Ruling comes weeks after brother Thaksin Shinawatra was freed from hospital detention on parole.
Thailand’s top court has acquitted former Prime Minister Yingluck Shinawatra in a corruption case during her time in office more than a decade ago.
The ruling on Monday is the latest legal success for the influential Shinawatra family. In February, Yingluck’s brother Thaksin – a two-time prime minister and figurehead of the Pheu Thai Party – was released on parole after serving six months into a commuted prison sentence for abuse of power and conflicts of interest.
Yingluck and five others were accused of mishandling 240 billion baht ($6.7bn) and not running a proper bidding process for a 2013 campaign set to promote Yingluck’s government’s infrastructure projects.
All nine judges in Thailand’s Supreme Court acquitted all defendants, saying in a statement they found “no intention” to benefit two major media outlets that won the contract at the time.
“The project was done according to the regulations,” the court statement added.
Yingluck, who has lived abroad since 2017 to avoid jail over a subsidy scheme that caused billions of dollars in state losses, was not present at the court but was represented by her lawyer.
Thailand’s anticorruption commission, which had filed the original complaint, has 30 days to appeal.
One of the defendants, Niwatthamrong Boonsongpaisan, who served as a deputy prime minister, told reporters they all “received the mercy from the court to dismiss the case”.
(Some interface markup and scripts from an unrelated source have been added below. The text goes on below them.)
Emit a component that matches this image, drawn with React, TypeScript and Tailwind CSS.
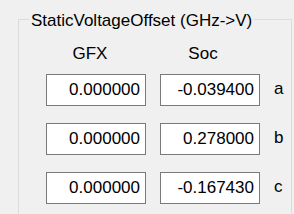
import React from 'react';

const rows = [
  { gfx: '0.000000', soc: '-0.039400', key: 'a' },
  { gfx: '0.000000', soc: '0.278000', key: 'b' },
  { gfx: '0.000000', soc: '-0.167430', key: 'c' },
];

function ValueBox({ value }: { value: string }) {
  return (
    <input
      type="text"
      readOnly
      value={value}
      className="h-[32px] w-[100px] border border-[#7a7a7a] bg-white pr-[5px] text-right text-[17px] leading-[20px] text-black outline-none"
    />
  );
}

export default function App() {
  return (
    <div className="h-screen w-full overflow-hidden bg-[#f0f0f0] font-['Liberation_Sans',Arial,sans-serif] text-[17px] text-black">
      {/* Group box */}
      <fieldset className="ml-[18px] mt-[7px] w-[274px] border border-[#dcdcdc] pb-[30px]">
        <legend className="ml-[10px] px-[2px] pt-[4px] leading-[20px]">StaticVoltageOffset (GHz-&gt;V)</legend>

        <div className="pl-[27px]">
          {/* Column headers */}
          <div className="mt-[13px] grid grid-cols-[100px_100px] gap-x-[14px] leading-[20px]">
            <div className="pr-[12px] text-center">GFX</div>
            <div className="pr-[14px] text-center">Soc</div>
          </div>

          {/* Value rows */}
          <div className="mt-[10px] flex flex-col gap-[17px]">
            {rows.map((row) => (
              <div key={row.key} className="grid grid-cols-[100px_100px_auto] items-center gap-x-[14px]">
                <ValueBox value={row.gfx} />
                <ValueBox value={row.soc} />
                <span className="-mt-[3px] leading-[20px]">{row.key}</span>
              </div>
            ))}
          </div>
        </div>
      </fieldset>
    </div>
  );
}
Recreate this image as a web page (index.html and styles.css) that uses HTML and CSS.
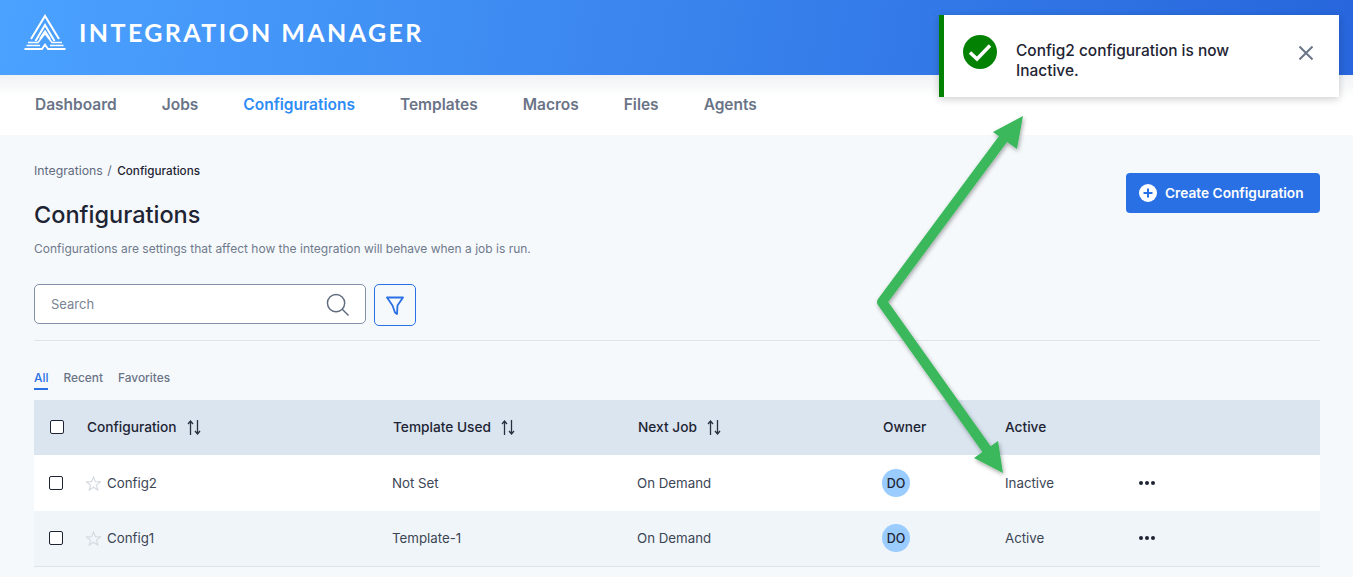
FILE: index.html
```html
<!DOCTYPE html>
<html lang="en">
<head>
  <meta charset="UTF-8" />
  <title>Integration Manager</title>
  <link rel="stylesheet" href="styles.css">
</head>
<body>
  <header class="topbar">
    <svg class="logo" viewBox="0 0 42 36" fill="none" stroke="#fff" stroke-width="2">
      <path d="M7 25 L21 2 L35 25"/>
      <path d="M11.500 27 L21 11 L30.500 27"/>
      <path d="M16 25 L21 17.500 L26 25"/>
      <path d="M4 28.500 H14 L21 19.500 L28 28.500 H38" stroke-width="1.500"/>
      <path d="M2.500 31.500 H16 M26 31.500 H39.500" stroke-width="1.300"/>
      <path d="M0.500 35 H18 L21 30.500 L24 35 H41.500" stroke-width="1.800"/>
    </svg>
    <span class="brand">INTEGRATION MANAGER</span>
  </header>

  <nav class="mainnav">
    <a>Dashboard</a>
    <a>Jobs</a>
    <a class="current">Configurations</a>
    <a>Templates</a>
    <a>Macros</a>
    <a>Files</a>
    <a>Agents</a>
  </nav>

  <main class="content">
    <div class="page-head">
      <div>
        <div class="crumbs">Integrations <span class="sep">/</span> <b>Configurations</b></div>
        <h1>Configurations</h1>
        <p class="sub">Configurations are settings that affect how the integration will behave when a job is run.</p>
      </div>
      <button class="create">
        <svg viewBox="0 0 18 18" width="18" height="18">
          <circle cx="9" cy="9" r="9" fill="#fff"/>
          <path d="M9 4.500 V13.500 M4.500 9 H13.500" stroke="#2870e4" stroke-width="2"/>
        </svg>
        Create Configuration
      </button>
    </div>

    <div class="tools">
      <div class="search">
        <span>Search</span>
        <svg viewBox="0 0 24 24" width="23" height="23" fill="none" stroke="#5f6b7e" stroke-width="1.500">
          <circle cx="10.500" cy="10.500" r="9"/>
          <path d="M17 17 L23.500 23.500"/>
        </svg>
      </div>
      <button class="filter">
        <svg viewBox="0 0 18 19" width="18" height="19" fill="none" stroke="#2870e4" stroke-width="1.800" stroke-linejoin="round">
          <path d="M1 1.500 H17 L11.500 9.500 L11 18 L9 16.500 L6.500 9.500 Z"/>
        </svg>
      </button>
    </div>

    <div class="tabs">
      <a class="on">All</a>
      <a>Recent</a>
      <a>Favorites</a>
    </div>

    <div class="grid">
      <div class="row head">
        <div class="c-name"><i class="box"></i>Configuration <svg class="sort" viewBox="0 0 15 15" width="15" height="15"><path d="M3.500 15 V1 M1 4 L3.500 1 L6 4 M10.500 0 V14 M8 11 L10.500 14 L13 11"/></svg></div>
        <div class="c-tpl">Template Used <svg class="sort" viewBox="0 0 15 15" width="15" height="15"><path d="M3.500 15 V1 M1 4 L3.500 1 L6 4 M10.500 0 V14 M8 11 L10.500 14 L13 11"/></svg></div>
        <div class="c-next">Next Job <svg class="sort" viewBox="0 0 15 15" width="15" height="15"><path d="M3.500 15 V1 M1 4 L3.500 1 L6 4 M10.500 0 V14 M8 11 L10.500 14 L13 11"/></svg></div>
        <div class="c-owner">Owner</div>
        <div class="c-active">Active</div>
      </div>
      <div class="row body">
        <div class="c-name"><i class="box"></i><svg class="star" viewBox="0 0 16 16" width="15" height="15"><path d="M8 1 L10 6 L15.400 6.300 L11.200 9.700 L12.600 15 L8 12 L3.400 15 L4.800 9.700 L0.600 6.300 L6 6 Z"/></svg>Config2</div>
        <div class="c-tpl">Not Set</div>
        <div class="c-next">On Demand</div>
        <div class="c-owner"><span class="avatar">DO</span></div>
        <div class="c-active">Inactive</div>
        <div class="more"><i></i><i></i><i></i></div>
      </div>
      <div class="row body alt">
        <div class="c-name"><i class="box"></i><svg class="star" viewBox="0 0 16 16" width="15" height="15"><path d="M8 1 L10 6 L15.400 6.300 L11.200 9.700 L12.600 15 L8 12 L3.400 15 L4.800 9.700 L0.600 6.300 L6 6 Z"/></svg>Config1</div>
        <div class="c-tpl">Template-1</div>
        <div class="c-next">On Demand</div>
        <div class="c-owner"><span class="avatar">DO</span></div>
        <div class="c-active">Active</div>
        <div class="more"><i></i><i></i><i></i></div>
      </div>
    </div>
  </main>

  <!-- annotation drawn over the screenshot -->
  <svg class="arrows" viewBox="0 0 1353 577" width="1353" height="577">
    <defs>
      <filter id="shade" x="-10%" y="-10%" width="125%" height="125%">
        <feDropShadow dx="1" dy="2" stdDeviation="2" flood-color="#000" flood-opacity="0.35"/>
      </filter>
    </defs>
    <g filter="url(#shade)">
      <path d="M882 302 L1006 135 M882 302 L990 454" fill="none" stroke="#3bb85b" stroke-width="10" stroke-linecap="round"/>
      <path d="M1023 116 L993 132 L1017 149 Z M1003 473 L974 458 L998 441 Z" fill="#3bb85b"/>
    </g>
  </svg>

  <div class="toast">
    <svg viewBox="0 0 34 34" width="34" height="34">
      <circle cx="17" cy="17" r="17" fill="#038103"/>
      <path d="M7 17.500 L14 24 L27 10.500" fill="none" stroke="#fff" stroke-width="3.500"/>
    </svg>
    <p>Config2 configuration is now Inactive.</p>
    <svg class="close" viewBox="0 0 14 14" width="14" height="14" fill="none" stroke="#6a7587" stroke-width="2">
      <path d="M0.500 0.500 L13.500 13.500 M13.500 0.500 L0.500 13.500"/>
    </svg>
  </div>
</body>
</html>
```

FILE: styles.css
```css
* {
  box-sizing: border-box;
}
html, body {
  margin: 0;
  height: 577px;
  overflow: hidden;
}
body {
  font-family: "Inter", "Open Sans", sans-serif;
  background: #f6f9fc;
  color: #1e2433;
}

.topbar {
  height: 75px;
  padding: 0 0 11px 24px;
  display: flex;
  align-items: center;
  gap: 13px;
  background: linear-gradient(100deg, #4ba2ff 0%, #2766dc 100%);
}
.logo {
  width: 42px;
  height: 36px;
}
.brand {
  font-family: "Lato", sans-serif;
  font-weight: 700;
  font-size: 25px;
  letter-spacing: 2.4px;
  color: #fff;
}

.mainnav {
  height: 60px;
  padding: 0 0 2px 35px;
  display: flex;
  align-items: center;
  gap: 45px;
  background: linear-gradient(#f0f2f5 0, #fff 22px);
  font-size: 15.500px;
  font-weight: 600;
  color: #6a7487;
}
.mainnav .current {
  color: #2e8cf5;
}

.content {
  padding: 0 33px 0 34px;
}
.page-head {
  display: flex;
  justify-content: space-between;
  align-items: flex-start;
  padding-top: 29px;
}
.crumbs {
  font-size: 12.300px;
  line-height: 14px;
  color: #5f6b7e;
}
.crumbs .sep {
  margin: 0 2px 0 1px;
}
.crumbs b {
  font-size: 11.700px;
  font-weight: 500;
  color: #1e2433;
}
h1 {
  margin: 23px 0 0;
  font-size: 23.500px;
  line-height: 28px;
  font-weight: 500;
}
.sub {
  margin: 12px 0 0;
  font-size: 12px;
  line-height: 16px;
  color: #6f7a8c;
}
.create {
  margin-top: 9px;
  width: 194px;
  height: 40px;
  padding: 0 0 0 13px;
  display: flex;
  align-items: center;
  gap: 8px;
  border: 0;
  border-radius: 4px;
  background: #2870e4;
  color: #fff;
  font: 600 13.700px "Inter", sans-serif;
}

.tools {
  display: flex;
  gap: 8px;
  align-items: flex-start;
  margin-top: 27px;
  padding-bottom: 14px;
  border-bottom: 1px solid #dfe4ea;
}
.search {
  width: 332px;
  height: 40px;
  padding: 0 16px;
  display: flex;
  align-items: center;
  justify-content: space-between;
  background: #fff;
  border: 1px solid #8490a8;
  border-radius: 5px;
  font-size: 13px;
  color: #7a8493;
}
.filter {
  width: 42px;
  height: 42px;
  padding: 0;
  display: flex;
  align-items: center;
  justify-content: center;
  background: #f6f9fc;
  border: 1px solid #2870e4;
  border-radius: 5px;
}

.tabs {
  display: flex;
  gap: 15px;
  margin-top: 30px;
  height: 29px;
  font-size: 11.900px;
  font-weight: 500;
  color: #6a7487;
}
.tabs a {
  height: 19px;
  line-height: 13px;
}
.tabs .on {
  color: #2870e4;
  border-bottom: 2px solid #2870e4;
}

.row {
  display: flex;
  align-items: center;
  font-size: 13.300px;
}
.row.head {
  height: 55px;
  padding-bottom: 2px;
  background: #dae5f0;
  font-size: 13.700px;
  font-weight: 500;
}
.row.body {
  height: 56px;
  background: #fff;
  color: #3c4555;
}
.row.alt {
  padding-bottom: 1px;
  background: #f0f5f9;
  border-bottom: 1px solid #dfe4ea;
}
.c-name {
  width: 358px;
  display: flex;
  align-items: center;
  padding-left: 15px;
}
.c-tpl {
  width: 245px;
  display: flex;
  align-items: center;
}
.c-next {
  width: 246px;
  display: flex;
  align-items: center;
}
.c-owner {
  width: 122px;
}
.c-active {
  width: 133px;
}
.head .c-name {
  padding-left: 16px;
}
.head .c-tpl,
.head .c-next {
  padding-left: 1px;
}
.box {
  width: 14px;
  height: 14px;
  margin-right: 22px;
  background: #fff;
  border: 1.500px solid #1e2433;
  border-radius: 2px;
}
.head .box {
  margin-right: 23px;
}
.star {
  margin: 0 6px 0 1px;
  fill: none;
  stroke: #d5dae1;
  stroke-width: 1.200;
}
.sort {
  margin: 2px 0 0 10px;
  fill: none;
  stroke: #27303f;
  stroke-width: 1.300;
}
.avatar {
  width: 28px;
  height: 28px;
  margin-left: -1px;
  display: flex;
  align-items: center;
  justify-content: center;
  border-radius: 50%;
  background: #9accff;
  font-size: 12.500px;
  font-weight: 500;
  color: #1e2433;
}
.more {
  display: flex;
  gap: 2px;
  margin-left: 1px;
}
.more i {
  width: 4px;
  height: 4px;
  border-radius: 50%;
  background: #1e2433;
}

.arrows {
  position: absolute;
  top: 0;
  left: 0;
  pointer-events: none;
}
.toast {
  position: absolute;
  top: 15px;
  left: 939px;
  width: 400px;
  height: 82px;
  padding: 20px 26px 0 19px;
  display: flex;
  align-items: flex-start;
  background: #fff;
  border-left: 5px solid #038103;
  box-shadow: 0 2px 8px rgba(0,0,0,0.2);
}
.toast p {
  flex: 1;
  margin: 6px 0 0 19px;
  padding-right: 40px;
  font-size: 15.450px;
  line-height: 20px;
  font-weight: 500;
  color: #1e2433;
}
.close {
  margin-top: 11px;
}
```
Yingluck, 56, served as Thailand’s first female prime minister from 2011 until 2014 when her government was toppled in a coup.
In 2017, Thailand’s Supreme Court sentenced Yingluck in absentia to five years in jail over a separate case of negligence in a rice subsidy promise to farmers during the 2011 election.
Thaksin had spent 15 years abroad after fleeing in the wake of his 2006 overthrow but made a dramatic return in August to face justice. He was transferred to hospital on his first night in jail and soon after, his eight-year term was commuted to one year by the king.
His return and early release have fuelled persistent rumours that the tycoon made a behind-the-scenes deal with his powerful enemies, claims his allies and rivals have denied.
The clearance to Yingluck in the last remaining case against her could add to media speculation that she too will seek to return to Thailand.
Prime Minister Srettha Thavisin, a close ally of the Shinawatras, has said the issue has not been raised.
Coverage of Thaksin’s release has been dominated by expectations he will seek to exert influence on Srettha’s government, or through his daughter Paetongtarn, who is Pheu Thai Party leader and eligible to become prime minister.
Srettha has repeatedly been asked by media if he would remain in charge with Thaksin now freed, questions he has rebuffed, insisting that he is still calling the shots in government. Thaksin has insisted he is retired and has been suffering from various health problems.